Dallas finally sheds pesky San Jose in longest playoff game this seaosn

Image: MorrowAP
Dallas Stars forward Brenden Morrow celebrates his winning goal against the San Jose Sharks on Monday.

DALLAS - The Dallas Stars have finally made it back to the Western Conference finals. It took the eighth longest game in NHL history to do it.

Brenden Morrow scored a power play goal 9:03 into the fourth overtime by deflecting a pass from Stephane Robidas as the Stars eliminated the pesky San Jose Sharks 2-1 in a game that ended early Monday morning — the longest game in the NHL playoffs this season, and the longest in San Jose history.

“Robie made a good, heads-up play, faked the defender down and I was there for an easy one. I shouldn’t miss that one,” said Morrow, the Stars captain. “At that point of the game, you don’t really know what you’ve got left.”

The Stars are going to the conference finals for the first time since 2000, when they returned to the Stanley Cup finals the year after winning the franchise’s only championship. They play Game 1 on Thursday night in Detroit, which wrapped up its second-round sweep of Colorado on Thursday night.

After winning the first three games in the series, the Stars finally knocked out the Sharks on the third try and avoided having to go to San Jose for another game. The win came after having two apparent goals by Morrow disallowed following video reviews in Game 5, and Evgeni Nabokov’s sensational glove save early in the first overtime of Game 6 — well before midnight.

It was the fourth overtime game in the series, and the fifth game decided by one goal.

“This whole series was a coin flip,” Sharks center Jeremy Roenick said.

The deciding game lasted 5 hours, 14 minutes — ending the third-longest in Stars history. They lost the other two, but Morrow made sure that didn’t happen again with his seventh goal of the playoffs.

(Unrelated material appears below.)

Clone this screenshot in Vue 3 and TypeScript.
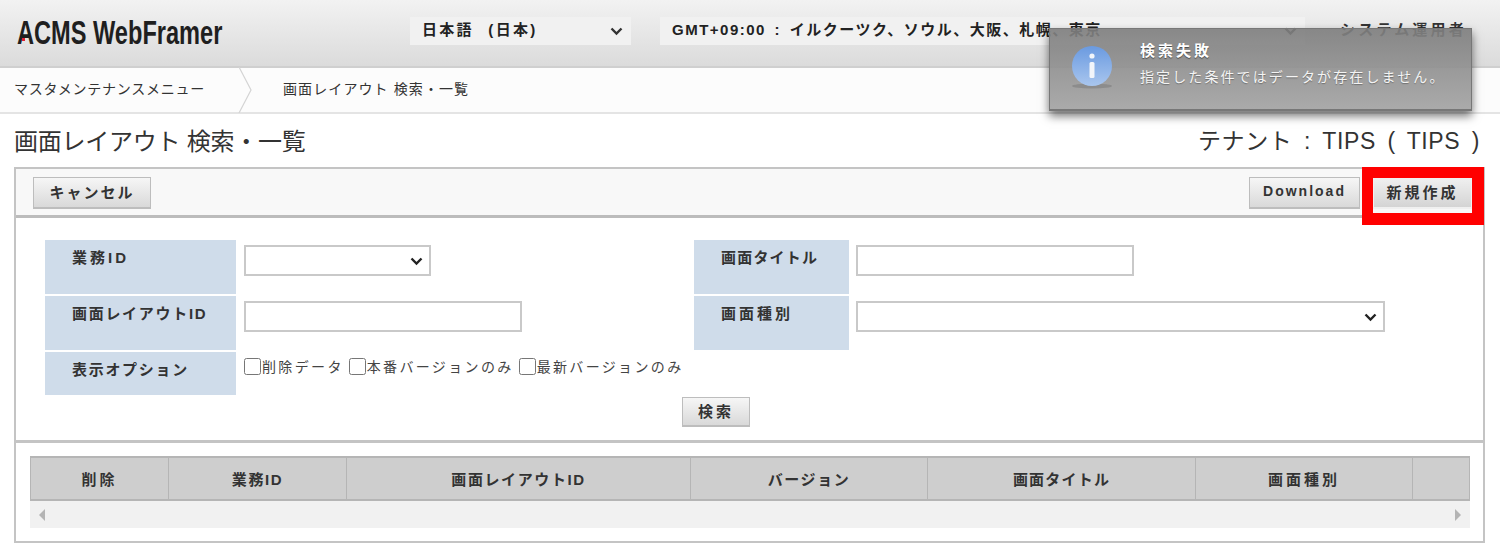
<script setup lang="ts">
const cols = [
  { label: '削除', w: 138, cls: 'wide' },
  { label: '業務ID', w: 178, cls: 'mid' },
  { label: '画面レイアウトID', w: 344, cls: 'mid' },
  { label: 'バージョン', w: 237, cls: 'mid' },
  { label: '画面タイトル', w: 268, cls: 'tight' },
  { label: '画面種別', w: 217, cls: 'wide' },
  { label: '', w: 57, cls: '' },
]
const options = ['削除データ', '本番バージョンのみ', '最新バージョンのみ']
</script>

<template>
  <div class="page">
    <header class="top">
      <div class="logo"><span class="logo-text">ACMS WebFramer</span><i class="logo-dot"></i></div>
      <span class="sel lang">
        <select class="top-select"><option>日本語 (日本)</option></select>
        <svg class="arrow" width="13" height="9" viewBox="0 0 13 9"><path d="M1.5 1.5 L6.5 6.5 L11.5 1.5" fill="none" stroke="#333" stroke-width="2.4" /></svg>
      </span>
      <span class="sel tz">
        <select class="top-select"><option>GMT+09:00 : イルクーツク、ソウル、大阪、札幌、東京</option></select>
        <svg class="arrow" width="13" height="9" viewBox="0 0 13 9"><path d="M1.5 1.5 L6.5 6.5 L11.5 1.5" fill="none" stroke="#333" stroke-width="2.4" /></svg>
      </span>
      <div class="role">システム運用者</div>
    </header>
    <nav class="crumbs">
      <span class="crumb first">マスタメンテナンスメニュー</span>
      <svg class="chev" width="16" height="46" viewBox="0 0 16 46"><path d="M1 0 L13 23 L1 46" fill="none" stroke="#d4d4d4" stroke-width="1.2" /></svg>
      <span class="crumb second">画面レイアウト 検索・一覧</span>
    </nav>
    <div class="title-row">
      <h1>画面レイアウト 検索・一覧</h1>
      <div class="tenant">テナント : TIPS ( TIPS )</div>
    </div>
    <section class="panel">
      <div class="toolbar">
        <button class="btn cancel">キャンセル</button>
        <div class="toolbar-right">
          <button class="btn dl">Download</button>
          <button class="btn create">新規作成</button>
        </div>
      </div>
      <div class="form">
        <div class="grid">
          <div class="label wide-id">業務ID</div>
          <div class="cell">
            <span class="sel s1">
              <select class="field"><option></option></select>
              <svg class="arrow" width="13" height="9" viewBox="0 0 13 9"><path d="M1.5 1.5 L6.5 6.5 L11.5 1.5" fill="none" stroke="#222" stroke-width="2.4" /></svg>
            </span>
          </div>
          <div class="label tight">画面タイトル</div>
          <div class="cell"><input class="field i1" type="text" /></div>
          <div class="label mid">画面レイアウトID</div>
          <div class="cell"><input class="field i1" type="text" /></div>
          <div class="label wide">画面種別</div>
          <div class="cell">
            <span class="sel s2">
              <select class="field"><option></option></select>
              <svg class="arrow" width="13" height="9" viewBox="0 0 13 9"><path d="M1.5 1.5 L6.5 6.5 L11.5 1.5" fill="none" stroke="#222" stroke-width="2.4" /></svg>
            </span>
          </div>
          <div class="label mid opt">表示オプション</div>
          <div class="cell checks">
            <label v-for="o in options" :key="o" class="check"><input type="checkbox" />{{ o }}</label>
          </div>
        </div>
        <div class="search-row"><button class="btn search">検索</button></div>
      </div>
      <div class="results">
        <table>
          <thead>
            <tr><th v-for="c in cols" :key="c.label" :class="c.cls" :style="{ width: c.w + 'px' }">{{ c.label }}</th></tr>
          </thead>
        </table>
        <div class="scroll">
          <svg width="8" height="12" viewBox="0 0 8 12"><path d="M7 0 V12 L1 6 Z" fill="#b4b4b4" /></svg>
          <svg width="8" height="12" viewBox="0 0 8 12"><path d="M1 0 V12 L7 6 Z" fill="#b4b4b4" /></svg>
        </div>
      </div>
    </section>

    <div class="toast">
      <svg class="info" width="44" height="46" viewBox="0 0 44 46">
        <defs>
          <linearGradient id="ig" x1="0" y1="0" x2="0" y2="1">
            <stop offset="0" stop-color="#6a9ae0" />
            <stop offset="1" stop-color="#a9c6ee" />
          </linearGradient>
        </defs>
        <ellipse cx="22" cy="41" rx="20" ry="2.5" fill="#777" opacity="0.5" />
        <circle cx="22" cy="21" r="20" fill="url(#ig)" />
        <circle cx="22" cy="11" r="2.6" fill="#f2f5fa" />
        <rect x="19.5" y="17" width="5" height="16" rx="1.5" fill="#f2f5fa" />
      </svg>
      <div class="toast-text">
        <div class="toast-title">検索失敗</div>
        <div class="toast-msg">指定した条件ではデータが存在しません。</div>
      </div>
    </div>
    <div class="mark"></div>
  </div>
</template>

<style>
html, body { margin: 0; background: #fff; }
</style>

<style scoped>
.page {
  position: relative;
  width: 1500px;
  height: 548px;
  overflow: hidden;
  background: #fff;
  color: #333;
  font-family: "Liberation Sans", "Noto Sans CJK JP", sans-serif;
}
.top {
  height: 66px;
  border-bottom: 2px solid #cfcfcf;
  background: linear-gradient(#f2f2f2, #dbdbdb);
  display: flex;
  align-items: flex-start;
}
.logo {
  position: relative;
  flex: none;
  width: 393px;
  padding: 17px 0 0 17px;
  box-sizing: border-box;
  font-weight: 700;
  font-size: 33px;
  line-height: 32px;
  color: #1f1f1f;
  white-space: nowrap;
}
.logo-text { display: inline-block; transform: scaleX(.715); transform-origin: left center; }
.logo-dot {
  position: absolute;
  left: 22px;
  top: 38px;
  width: 3px;
  height: 3px;
  background: #e02030;
}
.sel { position: relative; display: block; flex: none; }
.sel select { width: 100%; appearance: none; }
.arrow { position: absolute; right: 8px; top: 50%; margin-top: -4px; pointer-events: none; }
.lang { width: 221px; margin: 17px 29px 0 17px; }
.tz { width: 645px; margin-top: 17px; }
.top-select {
  display: block;
  height: 28px;
  border: 0;
  background: #f1f1f1;
  color: #222;
  font: 700 15px "Liberation Sans", "Noto Sans CJK JP", sans-serif;
  letter-spacing: 1.5px;
  word-spacing: 3px;
  padding: 0 6px 3px 12px;
  outline: none;
}
.lang .top-select { letter-spacing: 2.3px; word-spacing: 8px; }
.role {
  margin: 20px 0 0 35px;
  font-size: 15px;
  font-weight: 700;
  line-height: 20px;
  color: #333;
  letter-spacing: 3.2px;
  white-space: nowrap;
}
.crumbs {
  height: 44px;
  background: #fcfcfc;
  border-bottom: 2px solid #e4e4e4;
  display: flex;
  align-items: center;
}
.crumb { font-size: 14px; color: #333; white-space: nowrap; padding-bottom: 4px; }
.first { margin-left: 14px; width: 224px; letter-spacing: .75px; }
.second { letter-spacing: 1.1px; }
.chev { flex: none; margin-right: 29px; }
.title-row {
  height: 53px;
  box-sizing: border-box;
  display: flex;
  align-items: center;
  justify-content: space-between;
  padding: 0 20px 3px 14px;
}
h1 {
  margin: 0;
  font-size: 24px;
  font-weight: 400;
  letter-spacing: -.25px;
  color: #333;
}
.tenant { font-size: 23px; color: #333; white-space: nowrap; word-spacing: 4.5px; letter-spacing: .6px; }
.panel {
  margin: 0 15px 0 14px;
  height: 376px;
  box-sizing: border-box;
  border: 2px solid #c4c4c4;
  display: flex;
  flex-direction: column;
}
.toolbar {
  height: 49px;
  flex: none;
  box-sizing: border-box;
  background: #f8f8f8;
  border-bottom: 3px solid #bcbcbc;
  display: flex;
  justify-content: space-between;
  padding: 8px 0 0 17px;
}
.toolbar-right { display: flex; }
.btn {
  height: 32px;
  box-sizing: border-box;
  border: 1px solid #bdbdbd;
  border-bottom-width: 2px;
  background: linear-gradient(#f6f6f6, #d9d9d9);
  color: #333;
  font: 700 15px "Liberation Sans", "Noto Sans CJK JP", sans-serif;
  letter-spacing: 2px;
  padding: 0 0 3px;
  cursor: pointer;
}
.cancel { width: 118px; }
.dl { width: 111px; margin-right: 13px; font-size: 14px; }
.create { width: 99px; margin-right: 11px; letter-spacing: 3px; border-color: #f0f0f0; background: linear-gradient(#f0f0f0, #d4d4d4); }
.form {
  flex: none;
  height: 225px;
  box-sizing: border-box;
  border-bottom: 3px solid #c4c4c4;
  padding: 22px 0 0 29px;
}
.grid {
  display: grid;
  grid-template-columns: 191px 458px 155px auto;
  grid-template-rows: 54px 54px 43px;
  row-gap: 2px;
  justify-content: start;
}
.label {
  background: #cfdcea;
  font-size: 15px;
  font-weight: 700;
  line-height: 20px;
  padding: 8px 0 0 27px;
  box-sizing: border-box;
  color: #333;
  white-space: nowrap;
}
.tight { letter-spacing: 1.2px; }
.mid { letter-spacing: 1.7px; }
.wide { letter-spacing: 3px; }
.wide-id { letter-spacing: 3px; }
.opt { padding-top: 8px; }
th.mid { letter-spacing: 1.6px; }
.cell { padding: 5px 0 0 8px; box-sizing: border-box; }
.cell:nth-child(4), .cell:nth-child(8) { padding-left: 7px; }
.field {
  height: 31px;
  box-sizing: border-box;
  border: 2px solid #c9c9c9;
  background: #fff;
  outline: none;
  display: block;
}
.s1 { width: 187px; }
.i1 { width: 278px; }
.s2 { width: 529px; }
.checks {
  grid-column: 2 / 5;
  display: flex;
  padding-top: 2px;
  font-size: 14px;
  color: #444;
  letter-spacing: 2.35px;
}
.check { display: flex; align-items: flex-start; white-space: nowrap; line-height: 26px; margin-right: 5px; }
.check input { width: 17px; height: 17px; margin: 4px 1px 0 0; flex: none; }
.search-row { margin-top: 2px; padding-left: 637px; }
.search { width: 68px; height: 30px; letter-spacing: 3px; }
.results { padding: 13px 14px 0 14px; }
table {
  border-collapse: collapse;
  table-layout: fixed;
  width: 1439px;
  background: #cecece;
}
th {
  height: 43px;
  box-sizing: border-box;
  padding: 0;
  background: #cecece;
  border: 1px solid #b5b5b5;
  border-bottom-width: 2px;
  border-top-width: 2px;
  font-size: 15px;
  font-weight: 700;
  color: #333;
}
.scroll {
  width: 1440px;
  height: 27px;
  background: #f1f1f1;
  display: flex;
  align-items: center;
  justify-content: space-between;
  padding: 0 8px;
  box-sizing: border-box;
}
.toast {
  position: absolute;
  left: 1049px;
  top: 28px;
  width: 423px;
  height: 83px;
  box-sizing: border-box;
  background: linear-gradient(rgba(125,125,125,.9), rgba(165,165,165,.94));
  border: 1px solid #777;
  border-bottom-width: 2px;
  box-shadow: 0 5px 9px rgba(0,0,0,.55);
  display: flex;
  padding: 16px 0 0 20px;
}
.info { flex: none; margin-right: 26px; }
.toast-text { color: #fff; font-size: 14px; line-height: 20px; white-space: nowrap; }
.toast-title { font-size: 15px; font-weight: 700; letter-spacing: 3px; margin-top: -4px; margin-bottom: 6px; text-shadow: 0 1px 1px rgba(0,0,0,.5); }
.toast-msg { color: #f4f4f4; letter-spacing: 2.1px; text-shadow: 0 1px 1px rgba(0,0,0,.3); }
.mark {
  position: absolute;
  left: 1362px;
  top: 167px;
  width: 122px;
  height: 58px;
  box-sizing: border-box;
  border: 11px solid #f00;
  border-right-width: 12px;
  border-bottom-width: 12px;
  pointer-events: none;
}
</style>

“That was as fitting as anything I’ve every seen in sports, that Brenden Morrow got the game-winner,” coach Dave Tippett said. “It’s been a long time since I’ve seen somebody have a series like that. That’s him taking the team on his back and carrying us. Turco was great too.”

Marty Turco had a franchise-record 61 saves for the Stars. Nabokov stopped 53 shots, but not the one set up after Brian Campbell was called for tripping Loui Eriksson close to the Dallas net.

“You’re trying to battle for a puck. From my point, he started flopping,” Campbell said. “I can’t do much about it.”

Coach Ron Wilson didn’t dispute the call.

“Well, it was tripping,” Wilson said. “It was a trip, we had to kill it off, and we didn’t.”

San Jose thought it had a game-winner midway through the third overtime, with Ryane Clowe poking a puck around Turco. Clowe and nearby teammates wearily lifted their arms, but the puck was under the goalie’s glove and not in the net. The Sharks even had a power play in the third overtime when Nicklas Grossman was called for hooking, but couldn’t convert.

Nabokov’s incredible glove save 1:31 into the first overtime kept the game going and prevented a series winner by Brad Richards.

Nabokov made a stab of Richards’ one-timer, grabbing the puck with his glove sweeping just inside the post and the puck above the goal line. Referee Tim Peel was behind the net and quickly waved off the goal even though the red light lit up. The play was reviewed by off-ice officials, who determined the puck didn’t completely cross the goal line.

Mike Ribeiro had three chances to score in the final 75 seconds of the first overtime. He was rejected on a pair of bang-bang attempts, then with 47 seconds left had another shot that deflected off Nabokov and then the crossbar.

Turco was sprawling out of the crease when he stopped two shots by Sharks captain Patrick Marleau with just over 8 minutes left in the first overtime.

“It’s nice to be on this side of it for once,” Turco said. “We’ve had some long ones before. But none of them was more memorable than this one. It was 99 percent fun tonight.”